The Weight of the Earth, The Weight of the SoulThere is a particular genre of American cinema that acts as a soothing balm, a polished mirror reflecting our history back to us not as a jagged wound, but as a parable of overcoming. These films often teeter on the precipice of didacticism, risking the complexity of human experience for the safety of a moral lesson. Yet, in *Sarah's Oil*, director Cyrus Nowrasteh manages to drill past the bedrock of standard inspirational fare to tap into something more viscous and volatile. By framing the true story of Sarah Rector—the eleven-year-old Black girl who became a millionaire in 1913 Oklahoma—not just as a victory of wealth, but as a battle for autonomy, Nowrasteh elevates a history lesson into a soulful inquiry about who gets to own the earth beneath their feet.

Visually, the film is a study in textures. Nowrasteh and his cinematographer shun the sepia-toned nostalgia often reserved for period pieces. Instead, the Oklahoma landscape is rendered in harsh, unforgiving daylight—the dust tastes real, the sun bleaches the hope out of the soil, and the oil, when it finally arrives, is a violent, chaotic rupture of black against the pale earth. This visual language serves the narrative well; it underscores that Sarah’s inheritance, the so-called "worthless" allotment given to Creek Freedmen children, was never meant to be a blessing. The director uses wide shots to emphasize Sarah’s smallness against this vast, indifferent horizon, making her unwavering conviction that the land holds value feel less like childish optimism and more like prophetic sight.
At the heart of this struggle is Naya Desir-Johnson, whose performance as Sarah is a revelation of quiet fortitude. She avoids the trap of playing the "precocious movie kid." Her Sarah is watchful, internal, and possessed of a stillness that unnerves the adults around her. When she places her ear to the ground, listening for the rumble of "Texas Tea," it plays not as a gimmick, but as an act of communion with a heritage that society tries to deny her.

The film’s central friction, however, lies in the relationship between Sarah and Bert Smith, played by Zachary Levi. Levi, cast against type as a rough-edged wildcatter, brings a weary cynicism that plays beautifully against Sarah’s resolve. The "white savior" trope is the lurking shadow in any story like this, but Nowrasteh navigates it by making Bert not the hero, but the student. Sarah does not need Bert to save her; she needs him to operate the machinery of a world rigged against her.
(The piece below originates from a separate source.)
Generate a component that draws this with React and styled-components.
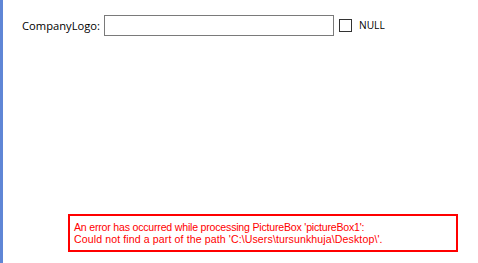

The transaction is clear, and the friendship that blooms is earned through mutual survival rather than charity. Levi’s performance suggests a man who knows he is broken, finding repair in the unlikeliest of business partners.
It is worth noting that while *Sarah's Oil* operates within the framework of faith-based cinema (produced by Kingdom Story Company), it thankfully resists the urge to sermonize. God is present here, but He is found in the mystery of geology and the dignity of the Rector family, not in heavy-handed dialogue. The villainy, embodied with oily menace by Garret Dillahunt, represents the systemic greed that views Sarah not as a child, but as an asset to be liquidated.

Ultimately, *Sarah's Oil* is a film about the audacity of ownership. In a 1913 America where a Black child’s agency was legally and socially invisible, Sarah Rector’s refusal to be swindled is a radical act. Nowrasteh has crafted a film that is traditional in structure but subversive in its implications. It reminds us that the American Dream has always been a wrestle in the mud—and that sometimes, the smallest hands grip the tightest.